Using E-Prime confers two primary advantages:

  • Accuracy: As the grand-daddy of all linking verbs, to be has two uses: predication and identification.
    • Predication consists of assigning a quality to an object. Syntactically, predication usually follows the form of:

      (Noun Phrase) (to be) (Adjective Phrase).

      For example:

      • (1) "That movie is great."
      • (2) "This job is boring."
      • (3) "Tomatoes are disgusting."

      These three examples demonstrate a common problem with predication: it cannot escape subjectivity. When one substitutes "I liked that movie" for "That movie is great," the subjectivity of the statement leaps to the foreground. We've all grown so accustomed to "is" that it fails to trigger alarm bells when we read it: its familiarity tends to mask its hubris and facade of objectivity.

      When John tells me "I liked the movie," no one has any difficulty spotting the subjectivity of his observation. By phrasing his thesis thus, he accepts and accounts for the possibility that others might not like the movie. But when he says "That movie is great," I cannot see the movie and dislike it without disagreeing with him. "No," I might reply, "the movie is not great. It is terrible." But why should a contradiction exist? We all understand the concept of subjectivity, and we all recognize that the laws of the universe permit John and myself to have simultaneous but different opinions about the quality of a movie. Subjective theses can disagree; objective facts cannot. Quite simply, to be makes it far too easy to shroud our subjective thoughts in a garb of objectivity and consequently invite spurious contradiction.

    • We also use the verb to be for identification: the equation of one thing to another. Identification most often takes the form of

      (Noun Phrase) (to be) (Noun Phrase)

      A few examples:

      The first example again demonstrates undercover subjectivity undermining the integrity of the sentence. But identification introduces an even more insidious pitfall: imperfect equation. More so than any other linking verb, to be verbally equates two objects or concepts utterly. But if one concept truly equaled another, we wouldn't need different words to distinguish between them. Hence, any use at all of "is" as identification generally introduces some degree of inaccuracy.

      Mathematically, if A = B and A = C, then B = C. But if John is a statistician and John is a man, then the conditions of being male and being a statistician must equate. Clearly they don't, and that suggests an error in the act of equation itself.

      Here, one might object (and indeed some have): "a man" and "a statistician" refer only to instances of each -- not to the entirety of the concept. But that doesn't cut it: "George Bush is the President; the President is the name of a job. Therefore George Bush is the name of a job." Here, admittedly, I've used different meanings of "President" -- in one case, the man it refers to, and in another, its definition.
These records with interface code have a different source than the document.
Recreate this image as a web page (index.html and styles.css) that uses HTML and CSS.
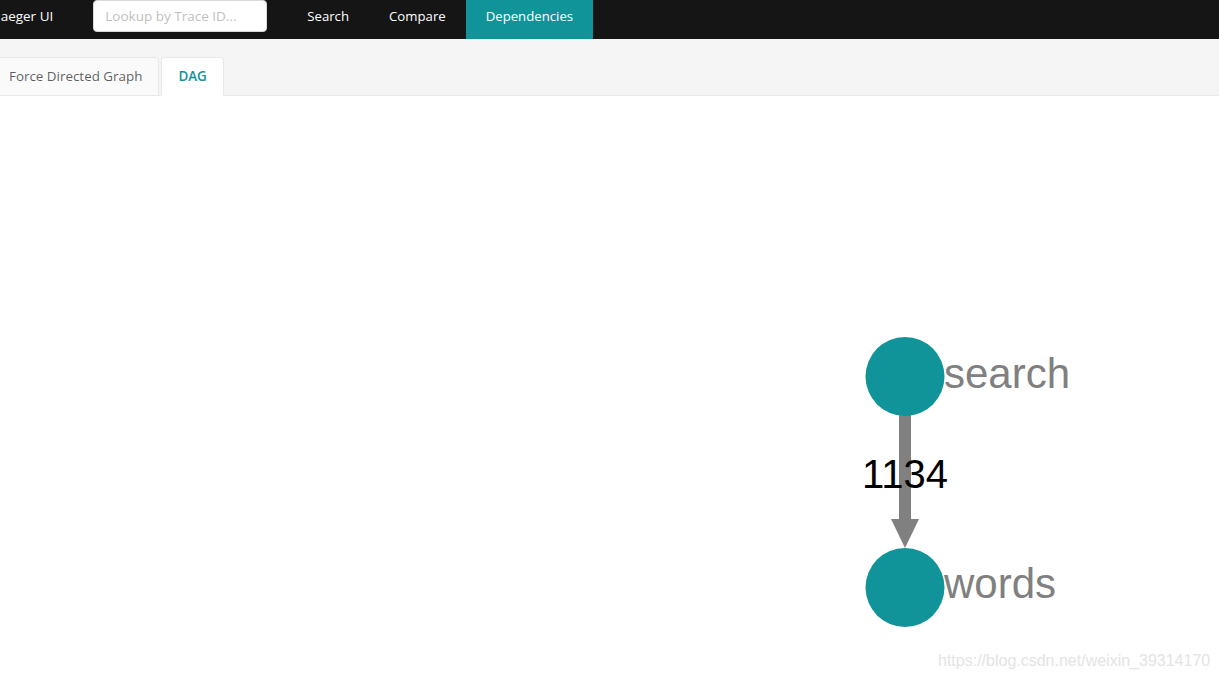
FILE: index.html
```html
<!DOCTYPE html>
<html lang="en">
<head>
    <meta charset="UTF-8">
    <title>Jaeger UI - Dependencies</title>
    <link rel="stylesheet" href="styles.css">
</head>
<body>
    <div class="page">
        <header class="topnav">
            <div class="brand">Jaeger UI</div>
            <input class="trace-lookup" type="text" placeholder="Lookup by Trace ID...">
            <nav class="menu">
                <a class="menu-item" href="#search">Search</a>
                <a class="menu-item" href="#compare">Compare</a>
                <a class="menu-item active" href="#dependencies">Dependencies</a>
            </nav>
        </header>

        <div class="tabs-bar">
            <div class="tab">Force Directed Graph</div>
            <div class="tab active">DAG</div>
        </div>
    </div>

    <div class="graph">
        <!-- DAG: search -> words -->
        <svg class="dag" width="1219" height="583" viewBox="0 0 1219 583">
            <line x1="905" y1="318" x2="905" y2="424" stroke="#808080" stroke-width="12"/>
            <polygon points="891,423 919,423 905,452" fill="#808080"/>
            <text class="edge-label" x="905" y="392" text-anchor="middle">1134</text>
            <circle cx="905" cy="280.5" r="39.5" fill="#11939a"/>
            <circle cx="905" cy="491.5" r="39.5" fill="#11939a"/>
            <text class="node-label" x="944" y="292">search</text>
            <text class="node-label" x="944" y="502">words</text>
        </svg>
        <div class="watermark">https://blog.csdn.net/weixin_39314170</div>
    </div>
</body>
</html>
```

FILE: styles.css
```css
body {
    margin: 0;
    padding: 0;
    overflow: hidden;
    background-color: #fff;
    font-family: 'Open Sans', 'Noto Sans', sans-serif;
    font-size: 13.2px;
}
/* page is scrolled a little to the right */
.page {
    margin-left: -24px;
}
.topnav {
    display: flex;
    align-items: flex-start;
    height: 39px;
    background-color: #151515;
    padding-left: 21px;
}
.brand {
    color: #fff;
    font-size: 13.5px;
    line-height: 32px;
    margin-right: 40px;
}
.trace-lookup {
    box-sizing: border-box;
    width: 174px;
    height: 32px;
    margin: 0 20px 0 0;
    padding: 0 11px;
    border: 1px solid #d9d9d9;
    border-radius: 4px;
    font-family: inherit;
    font-size: 13.5px;
    outline: none;
}
.trace-lookup::placeholder {
    color: #bfbfbf;
}
.menu {
    display: flex;
}
.menu-item {
    display: block;
    height: 39px;
    line-height: 32px;
    padding: 0 20px;
    color: #fff;
    text-decoration: none;
}
.menu-item.active {
    background-color: #11939a;
}
.tabs-bar {
    display: flex;
    align-items: flex-end;
    height: 56px;
    background-color: #f5f5f5;
    border-bottom: 1px solid #e8e8e8;
    padding-left: 16px;
}
.tab {
    box-sizing: border-box;
    height: 39px;
    line-height: 37px;
    padding: 0 16px;
    margin-right: 2px;
    margin-bottom: -1px;
    background-color: #fafafa;
    border: 1px solid #e8e8e8;
    border-radius: 4px 4px 0 0;
    color: rgba(0, 0, 0, 0.65);
    font-size: 13.4px;
}
.tab.active {
    background-color: #fff;
    border-bottom-color: #fff;
    color: #11939a;
    font-weight: 600;
}
.graph {
    position: relative;
}
.dag {
    display: block;
}
.edge-label {
    font-family: 'Liberation Sans', Arial, sans-serif;
    font-size: 40px;
    fill: #000;
}
.node-label {
    font-family: 'Liberation Sans', Arial, sans-serif;
    font-size: 42px;
    fill: #808080;
}
.watermark {
    position: absolute;
    left: 938px;
    top: 556px;
    font-family: 'Liberation Sans', Arial, sans-serif;
    font-size: 16px;
    color: #e4e4e4;
}
```
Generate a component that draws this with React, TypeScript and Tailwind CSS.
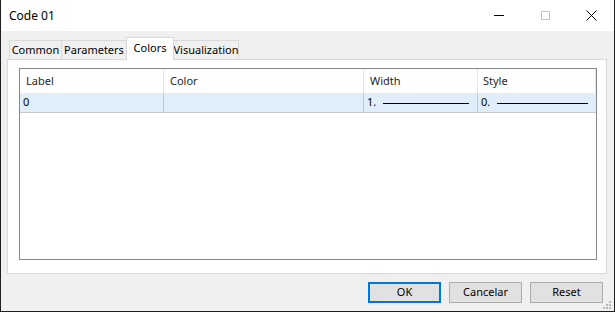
import type { ReactNode } from 'react';

const font = { fontFamily: '"Noto Sans", "Liberation Sans", sans-serif' };

function Tab({ label, selected, className }: { label: string; selected?: boolean; className: string }) {
  if (selected) {
    return (
      <div
        className={`relative z-10 -mb-px flex h-[23px] shrink-0 items-start justify-center border border-b-0 border-[#d9d9d9] bg-white pt-[2px] text-[11px] text-black ${className}`}
      >
        {label}
      </div>
    );
  }
  return (
    <div
      className={`flex h-[19px] shrink-0 items-center justify-center border border-b-0 border-[#d9d9d9] bg-[#f0f0f0] text-[11px] text-black ${className}`}
    >
      {label}
    </div>
  );
}

function Button({ children, primary }: { children: ReactNode; primary?: boolean }) {
  return (
    <div
      className={`flex h-[21px] w-[73px] items-center justify-center bg-[#e1e1e1] text-[11px] text-black ${
        primary ? 'border-2 border-[#0078d7]' : 'border border-[#adadad]'
      }`}
    >
      {children}
    </div>
  );
}

function LineSample() {
  return <div className="mt-px h-px flex-1 bg-black" />;
}

export default function App() {
  return (
    <div
      className="flex h-[312px] w-[615px] flex-col overflow-hidden border-x border-b border-[#1f1f1f] bg-[#f0f0f0]"
      style={font}
    >
      {/* title bar */}
      <div className="flex h-[31px] shrink-0 items-center bg-white">
        <div className="flex-1 pl-[8px] text-[12px] text-black">Code 01</div>
        <div className="flex h-full w-[46px] items-center justify-center">
          <div className="h-px w-[10px] bg-black" />
        </div>
        <div className="flex h-full w-[46px] items-center justify-center">
          <div className="h-[9px] w-[9px] border border-[#c4c4c4]" />
        </div>
        <div className="flex h-full w-[46px] items-center justify-center">
          <svg width="11" height="11" viewBox="0 0 11 11">
            <path d="M0.5 0.5 L10.5 10.5 M10.5 0.5 L0.5 10.5" stroke="#000" strokeWidth="1" />
          </svg>
        </div>
      </div>

      {/* body */}
      <div className="flex flex-1 flex-col pl-[6px] pt-[6px]">
        <div className="ml-[2px] flex items-end">
          <Tab label="Common" className="w-[53px]" />
          <Tab label="Parameters" className="-ml-px w-[66px]" />
          <Tab label="Colors" selected className="-ml-px w-[48px]" />
          <Tab label="Visualization" className="-ml-px w-[66px]" />
        </div>

        <div className="h-[215px] w-[600px] border border-[#d9d9d9] bg-white pl-[11px] pt-[8px]">
          <div className="h-[192px] w-[578px] border border-[#828790] bg-white text-[11px]">
            <div className="flex h-[24px] items-center text-[#1e1e1e]">
              <div className="flex h-full w-[144px] items-center border-r border-[#e5e5e5] pl-[6px]">Label</div>
              <div className="flex h-full w-[200px] items-center border-r border-[#e5e5e5] pl-[6px]">Color</div>
              <div className="flex h-full w-[114px] items-center border-r border-[#e5e5e5] pl-[6px]">Width</div>
              <div className="flex h-full w-[118px] items-center border-r border-[#e5e5e5] pl-[5px]">Style</div>
            </div>
            <div className="flex h-[20px] w-[576px] items-center border-b border-[#c8c8c8] bg-[#e0eefa] text-black">
              <div className="flex h-full w-[144px] items-center border-r border-[#c8c8c8] pl-[3px]">0</div>
              <div className="h-full w-[200px] border-r border-[#c8c8c8]" />
              <div className="flex h-full w-[114px] items-center gap-[7px] border-r border-[#c8c8c8] pl-[3px] pr-[8px]">
                <span>1.</span>
                <LineSample />
              </div>
              <div className="flex h-full w-[118px] items-center gap-[7px] pl-[3px] pr-[8px]">
                <span>0.</span>
                <LineSample />
              </div>
            </div>
          </div>
        </div>

        <div className="mr-[11px] mt-[8px] flex justify-end gap-[8px]">
          <Button primary>OK</Button>
          <Button>Cancelar</Button>
          <Button>Reset</Button>
        </div>
        <div className="mr-[2px] mt-[-2px] flex justify-end">
          <svg width="9" height="9" viewBox="0 0 9 9">
            <rect x="6" y="0" width="2" height="2" fill="#b8b8b8" />
            <rect x="3" y="3" width="2" height="2" fill="#b8b8b8" />
            <rect x="6" y="3" width="2" height="2" fill="#b8b8b8" />
            <rect x="0" y="6" width="2" height="2" fill="#b8b8b8" />
            <rect x="3" y="6" width="2" height="2" fill="#b8b8b8" />
            <rect x="6" y="6" width="2" height="2" fill="#b8b8b8" />
          </svg>
        </div>
      </div>
    </div>
  );
}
      But this really strikes at the heart of the problem: by conflating all meanings of a rich concept into a single, authoritative "THE PRESIDENT," and by casually allowing one to address all meanings simultaneously and indiscriminately, "is" blurs the thought process. If the sentences read, "George Bush holds the office of the President; we define the President as the name of a job," then no blurring would occur. The use of to be flaws the logical rigor of a concept; its avoidance upholds the concept's logical integrity.

  • Style: Merely refraining from use of to be often makes writing stylistically superior. Like all matters of style, of course, the advantages tend toward the subjective, and a bad writer in ordinary English will doubtless fail to compose stunning prose in E-Prime. Again, the advantages come in two primary areas:
    • It all but forces one to use the active voice. Without to be to coordinate a passive sentence, "The ball was kicked" becomes "John kicked the ball." Literary critics, writers, English teachers, and MS Word all generally agree that the abuse of the passive voice promotes a certain impersonality and stiffness of prose. While one can achieve consistent use of the active voice by practice alone (without omitting to be from one's vocabulary), the temptation persists and the occasional accident occurs. Banishing the coordinating verb altogether makes the decision to use only the active voice binding. Only such grotesque verbal contortions as perverting to get ("the ball got kicked") will allow one to sidestep E-Prime's passive voice policing.
    • Finally and perhaps most importantly, verb diversity becomes paramount. The usage of E-Prime demands creativity in verb choice and a corollary elegance of sentence structure. For example, consider sentence (5) above. Rather than "John is a statistician," one might say "John conducts statistical studies for a living," or "John compiles statistics for an insurance company." These place the emphasis on the acts of compilation and conduction as criteria for the label of statistician rather than the act of being. Even the more mundane "John works as a statistician" places the focus on work rather than simple existence. And all three alternatives provide the listener with a certain color that he cannot distill from the original.

      Consider how one might rephrase sentences (2) and (3):

      • (2') "This job bores me."
      • (3') "Tomatoes disgust me."

      Not only did we phrase both sentences in correctly subjective terms, they've become stylistically superior as well.

E-Prime can improve writings' accuracy and style. It scores points for elegance and for simplicity. Of course, it also introduces certain downsides. E-Prime proscribes certain cliches entirely ("A bird in the hand... um... has more value than two in the bush?"), and some cultural expressions require verbal backflips to circumlocute (try answering "What's your name?" in a complete E-Prime sentence...). Certainly, circumstances exist in which to be doesn't degrade the accuracy or style of a sentence; one might cite Descartes's I think, therefore I am as the most obvious. Yet like the famous null pointer and GOTO command, I find that reasoned avoidance (rather than slavish insistence) serves one best.